Theatre

Shobana Jeyasingh Dance Company: Just Add Water? @ Artsdepot, London



choreographed by
Shobana Jeyasingh
Regardless of cultural background, food is a great excuse to get together and enjoy both the meal and the company.

Choreographer Shobana Jeyasingh’s take on this theme, Just Add Water?, is a mixture of spoken word and different forms of dance.

Performed in several languages by the multicultural cast, the piece is rich and mixed, blending bharatanatyam, an ancient South Asian dance form, with classical dance and martial arts. The result is a pleasing and intriguing hour-long show.
The dancers enter the stage reciting the recipes of what apparently are their favourite foods. The elegant Mavin Khoo takes us through his recipe for chicken curry, while he performs a bharatanatyam solo. Each repeated ingredient takes on new meaning as he accompanies these with stamps, precise wrist twists, and comic timing.

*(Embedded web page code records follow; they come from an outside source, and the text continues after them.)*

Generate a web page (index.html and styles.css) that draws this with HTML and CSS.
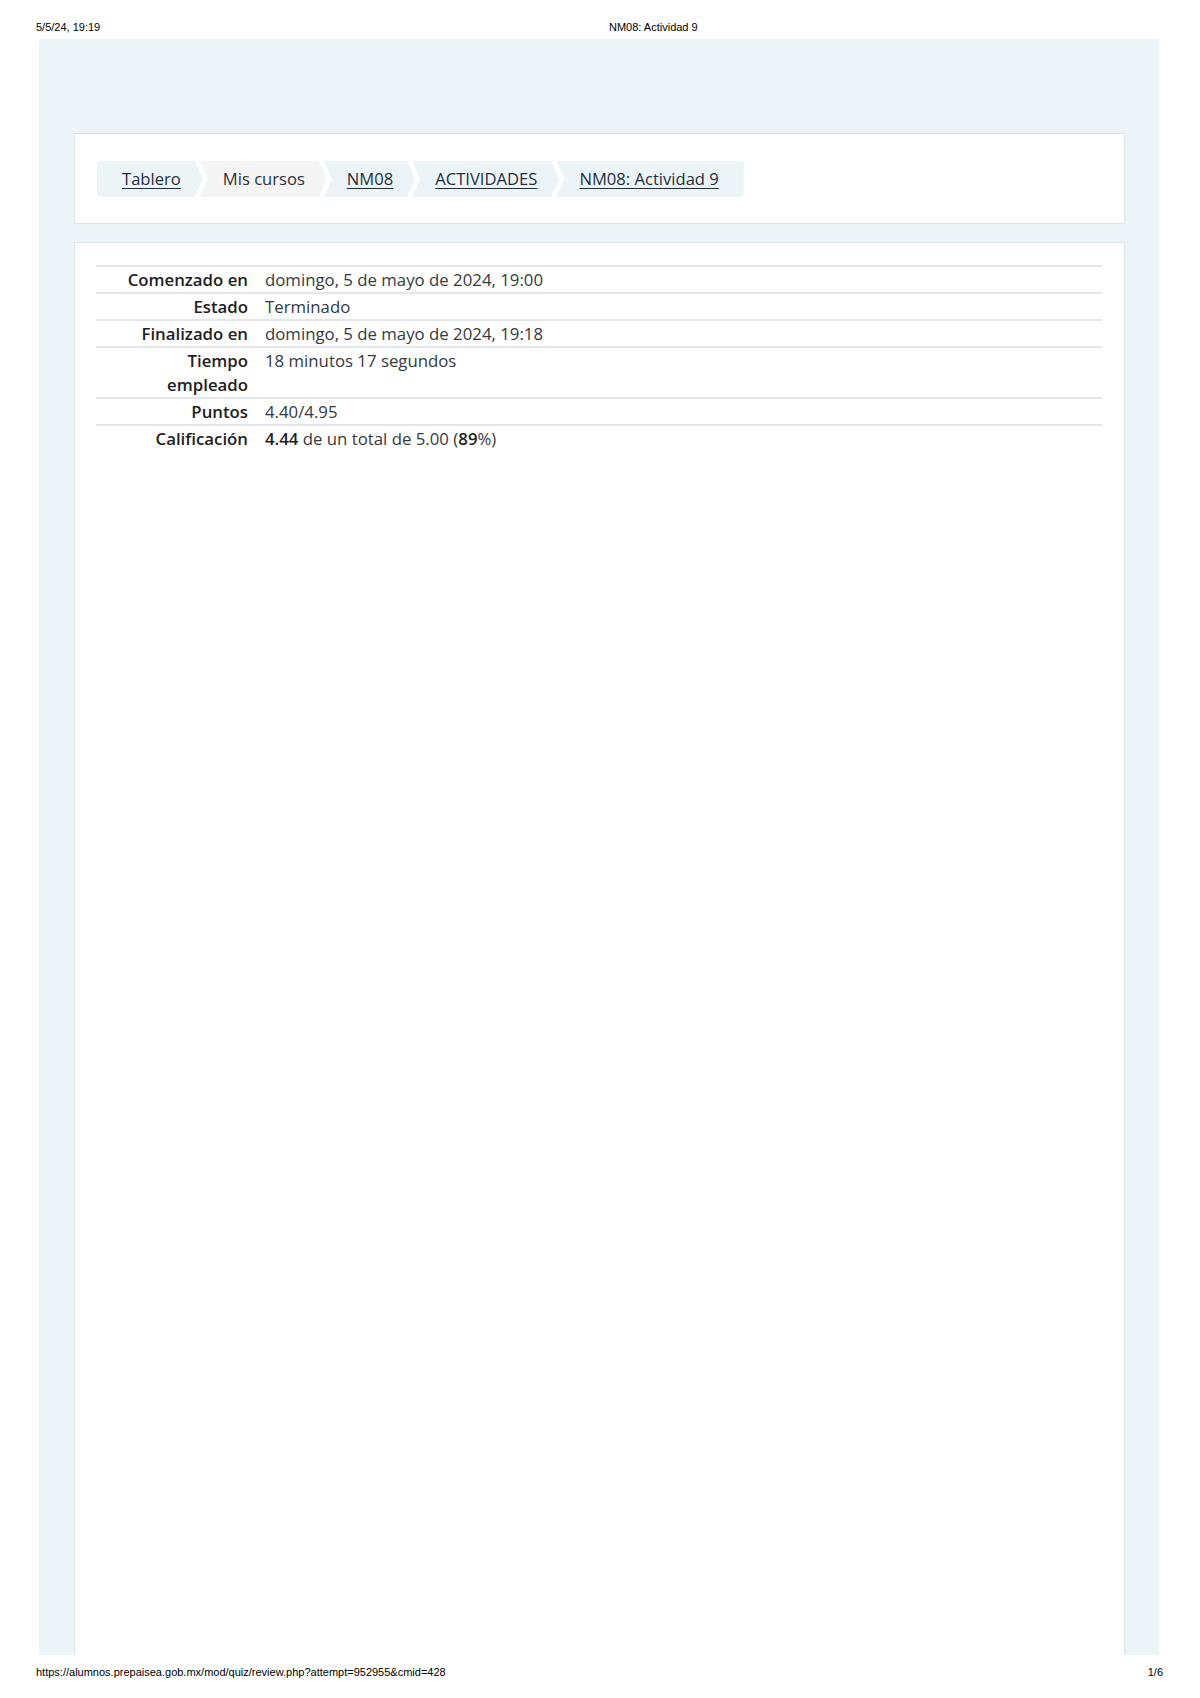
FILE: index.html
```html
<!DOCTYPE html>
<html lang="es">
<head>
<meta charset="utf-8">
<title>NM08: Actividad 9</title>
<link rel="stylesheet" href="styles.css">
</head>
<body>
<header class="print-header">
  <span class="print-date">5/5/24, 19:19</span>
  <span class="print-title">NM08: Actividad 9</span>
</header>
<div class="page">
  <section class="card card-nav">
    <nav aria-label="Barra de navegación">
      <ol class="breadcrumb">
        <li class="crumb crumb-first"><a href="#">Tablero</a></li>
        <li class="crumb crumb-plain"><span>Mis cursos</span></li>
        <li class="crumb"><a href="#">NM08</a></li>
        <li class="crumb"><a href="#">ACTIVIDADES</a></li>
        <li class="crumb crumb-last"><a href="#">NM08: Actividad 9</a></li>
      </ol>
    </nav>
  </section>
  <section class="card card-main">
    <table class="summary">
      <tbody>
        <tr><th>Comenzado en</th><td>domingo, 5 de mayo de 2024, 19:00</td></tr>
        <tr><th>Estado</th><td>Terminado</td></tr>
        <tr><th>Finalizado en</th><td>domingo, 5 de mayo de 2024, 19:18</td></tr>
        <tr><th>Tiempo empleado</th><td>18 minutos 17 segundos</td></tr>
        <tr><th>Puntos</th><td>4.40/4.95</td></tr>
        <tr><th>Calificación</th><td><b>4.44</b> de un total de 5.00 (<b>89</b>%)</td></tr>
      </tbody>
    </table>
  </section>
</div>
<footer class="print-footer">
  <span>https://alumnos.prepaisea.gob.mx/mod/quiz/review.php?attempt=952955&amp;cmid=428</span>
  <span>1/6</span>
</footer>
</body>
</html>
```

FILE: styles.css
```css
html, body {
  margin: 0;
  padding: 0;
  background: #ffffff;
}

body {
  width: 1200px;
  height: 1698px;
  overflow: hidden;
  font-family: "Open Sans", "Noto Sans", sans-serif;
  color: #1d2125;
}

.print-header {
  box-sizing: border-box;
  height: 39px;
  padding: 20px 0 0 36px;
  display: flex;
  font-family: "Liberation Sans", Arial, sans-serif;
  font-size: 11px;
  line-height: 14px;
  color: #000;
}

.print-date {
  width: 573px;
}

.page {
  box-sizing: border-box;
  width: 1120px;
  height: 1616px;
  margin-left: 39px;
  padding: 94px 34px 0 35px;
  background: #edf4f8;
  overflow: hidden;
}

.card {
  background: #ffffff;
  border: 1.5px solid #dde2e6;
}

.card-nav {
  box-sizing: border-box;
  height: 91px;
  padding: 27px 22px 0 22px;
}

.breadcrumb {
  display: flex;
  width: max-content;
  margin: 0;
  padding: 0;
  list-style: none;
  border-radius: 4px;
  overflow: hidden;
}

.crumb {
  box-sizing: border-box;
  height: 36px;
  display: flex;
  align-items: center;
  padding: 0 22px 2px 23px;
  margin-left: -3px;
  background: #edf4f7;
  font-size: 16.6px;
  clip-path: polygon(0 0, calc(100% - 8px) 0, 100% 50%, calc(100% - 8px) 100%, 0 100%, 8px 50%);
}

.crumb-first {
  margin-left: 0;
  padding-left: 25px;
  clip-path: polygon(0 0, calc(100% - 8px) 0, 100% 50%, calc(100% - 8px) 100%, 0 100%);
}

.crumb-last {
  padding-right: 25px;
  clip-path: polygon(0 0, 100% 0, 100% 100%, 0 100%, 8px 50%);
}

.crumb-plain {
  background: #f5f5f5;
  color: #2b3238;
}

.crumb a {
  color: #1f2f3e;
  text-decoration: underline;
  text-decoration-thickness: 1px;
  text-underline-offset: 3px;
}

.card-main {
  margin-top: 18px;
  min-height: 1600px;
  padding: 22px 22px 0 21px;
}

.summary {
  width: 100%;
  border-collapse: collapse;
  font-size: 16.8px;
  line-height: 24px;
}

.summary tr {
  border-top: 2px solid #e3e6ea;
}

.summary th {
  box-sizing: border-box;
  width: 160px;
  padding: 0.5px 8px 0.5px 22px;
  text-align: right;
  vertical-align: top;
  font-weight: 600;
  color: #1d2125;
}

.summary td {
  padding: 0.5px 0 0.5px 9px;
  vertical-align: top;
  color: #343a40;
}

.summary td b {
  font-weight: 600;
  color: #1d2125;
}

.print-footer {
  display: flex;
  justify-content: space-between;
  margin-top: 10px;
  padding: 0 37px 0 36px;
  font-family: "Liberation Sans", Arial, sans-serif;
  font-size: 11px;
  line-height: 14px;
  color: #000;
}
```
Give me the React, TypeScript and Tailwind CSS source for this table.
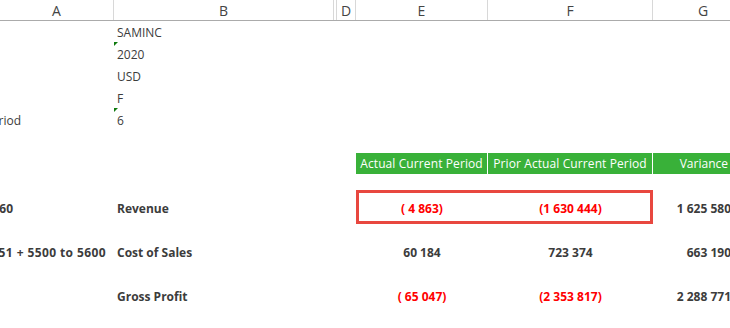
import React from "react";

const W = {
  A: "w-[114px]",
  B: "w-[220px]",
  C: "w-[3px]",
  D: "w-[19px]",
  E: "w-[132px]",
  F: "w-[165px]",
  G: "w-[100px]",
};

function HeaderCell({ w, label, extra = "" }: { w: string; label: string; extra?: string }) {
  return (
    <div
      className={`${w} ${extra} shrink-0 h-full border-r border-[#d8d8d8] flex items-center justify-center text-[14px] text-[#444444]`}
    >
      {label}
    </div>
  );
}

function Tri() {
  return (
    <div className="absolute left-0 top-0 w-0 h-0 border-t-[4px] border-t-[#0e7a0e] border-r-[4px] border-r-transparent" />
  );
}

function Row({
  h,
  pt = "pt-[4px]",
  a,
  b,
  e,
  f,
  g,
  tri = false,
  bold = false,
  children,
}: {
  h: string;
  pt?: string;
  a?: React.ReactNode;
  b?: React.ReactNode;
  e?: React.ReactNode;
  f?: React.ReactNode;
  g?: React.ReactNode;
  tri?: boolean;
  bold?: boolean;
  children?: React.ReactNode;
}) {
  return (
    <div className={`${h} flex shrink-0 relative ${bold ? "font-bold" : ""}`}>
      <div className={`${W.A} ${pt} shrink-0 h-full flex items-center`}>{a}</div>
      <div className={`${W.B} shrink-0 h-full relative flex items-center pl-[3px] ${pt}`}>
        {tri && <Tri />}
        {b}
      </div>
      <div className={`${W.C} shrink-0`} />
      <div className={`${W.D} shrink-0`} />
      <div className={`${W.E} ${pt} shrink-0 h-full flex items-center justify-center`}>{e}</div>
      <div className={`${W.F} ${pt} shrink-0 h-full flex items-center justify-center`}>{f}</div>
      <div className={`${W.G} ${pt} shrink-0 h-full flex items-center justify-end pr-[22px] whitespace-nowrap`}>{g}</div>
      {children}
    </div>
  );
}

function AText({ w, text, extra = "" }: { w: string; text: string; extra?: string }) {
  return <div className={`${w} ${extra} flex justify-end whitespace-nowrap`}>{text}</div>;
}

const Neg = ({ v }: { v: string }) => <span className="text-[#ff0000]">{v}</span>;

export default function App() {
  return (
    <div
      className="w-[730px] h-[328px] overflow-hidden bg-white relative text-[12px] text-[#3c3c3c] flex flex-col"
      style={{ fontFamily: '"Open Sans", "Noto Sans", sans-serif' }}
    >
      {/* column headers */}
      <div className="h-[21px] shrink-0 flex border-b border-[#ababab] bg-white">
        <HeaderCell w={W.A} label="A" />
        <HeaderCell w={W.B} label="B" />
        <HeaderCell w={W.C} label="" />
        <HeaderCell w={W.D} label="D" />
        <HeaderCell w={W.E} label="E" />
        <HeaderCell w={W.F} label="F" />
        <div className={`${W.G} shrink-0 h-full flex items-center justify-center text-[14px] text-[#444444]`}>G</div>
      </div>

      <Row h="h-[21px]" pt="pt-[2px]" b="SAMINC" />
      <Row h="h-[22px]" b="2020" tri />
      <Row h="h-[22px]" b="USD" />
      <Row h="h-[22px]" b="F" />
      <Row h="h-[22px]" b="6" tri a={<AText w="w-[21px]" text="Reporting Period" />} />
      <Row h="h-[22px]" />

      {/* green header row */}
      <div className="h-[22px] shrink-0 flex items-end">
        <div className={`${W.A} shrink-0`} />
        <div className={`${W.B} shrink-0`} />
        <div className={`${W.C} shrink-0`} />
        <div className={`${W.D} shrink-0`} />
        <div className={`${W.E} shrink-0 h-[21px] bg-[#39b139] border-r border-white text-white flex items-center justify-center whitespace-nowrap tracking-[0.1px]`}>
          Actual Current Period
        </div>
        <div className={`${W.F} shrink-0 h-[21px] bg-[#39b139] border-r border-white text-white flex items-center justify-center whitespace-nowrap tracking-[0.1px]`}>
          Prior Actual Current Period
        </div>
        <div className={`${W.G} shrink-0 h-[21px] bg-[#39b139] text-white flex items-center justify-end pr-[25px] whitespace-nowrap`}>
          Variance
        </div>
      </div>

      <div className="h-[12px] shrink-0" />

      <Row
        h="h-[44px]"
        pt="pt-[2px]"
        bold
        a={<AText w="w-[13px]" text="4000 to 4060" />}
        b="Revenue"
        e={<Neg v="( 4 863)" />}
        f={<Neg v="(1 630 444)" />}
        g="1 625 580"
      >
        <div className="absolute left-[356px] top-[4px] w-[297px] h-[34px] border-[3px] border-[#e8473f] pointer-events-none" />
      </Row>
      <Row
        h="h-[44px]"
        pt="pt-[2px]"
        bold
        a={<AText w="w-[106px]" extra="tracking-[0.4px]" text="5000 to 5051 + 5500 to 5600" />}
        b="Cost of Sales"
        e="60 184"
        f="723 374"
        g="663 190"
      />
      <Row
        h="h-[44px]"
        pt="pt-[2px]"
        bold
        b="Gross Profit"
        e={<Neg v="( 65 047)" />}
        f={<Neg v="(2 353 817)" />}
        g="2 288 771"
      />
    </div>
  );
}
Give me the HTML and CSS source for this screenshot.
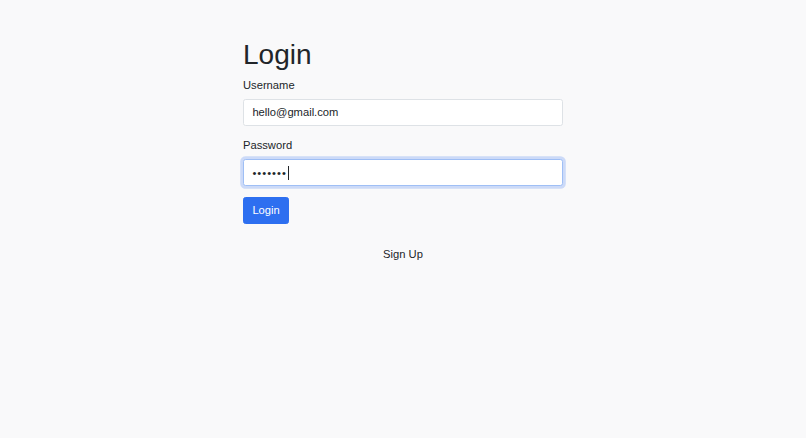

Spanish-speaking Avatara Ayuso reminisces about her father cooking paella when she was younger, even instructing cast members in the correct pronunciation of the dish as she poses in arabesque.

And a recipe for American pumpkin pie is recited first with sweetness, then ascending menace by the expressive Kamala Devam. She does battle with Jose Agudos own pumpkin recipe, using capoeira style moves as they each strive to impress on each other the superiority of their dish.

Later in the section Food Fight, Khamlane Halsackda and Noora Kela connect to the rest of the cast in a long chain, turning and twisting as they question Khoo as to what a laksa is (a South East Asian noodle dish), a question which he never answers.

Just Add Water? apparently was conceived by Jeyasingh and composer Orlando Gough in a London restaurant, while talking about new UK citizenship tests. Jeyasingh wanted to explore the way we integrate with each other through food and how this helps us to fit into society.

Cultural divisions and conflicts are neatly shown through preferences for foods. For instance, pork sausages, described with relish by the cast, are rejected as “haram” by Khoo. In Marinade the ensemble comes together as one writhing mass, to a background of frying oil, and a light show of psychedelic patterns, like a dish furiously bubbling away on the stove.

Full of good ideas, these later sections could have been improved with slightly less stiff performances from the cast, and a bit more pace. The visual backdrop of red and yellow patterns jarred with the elegance of the first few sections, and detracted from the dancing. A costume change for the girls seemed unnecessary given that the dimmed lighting made it hard to make out what they were wearing. The temptation seems to have been to cram in more detail, when the same result could have been achieved with less.

The combination of dance forms and the coherent choreography were ultimately very satisfying. The addition of tempting recipes means this is a treat for foodies and dance buffs alike.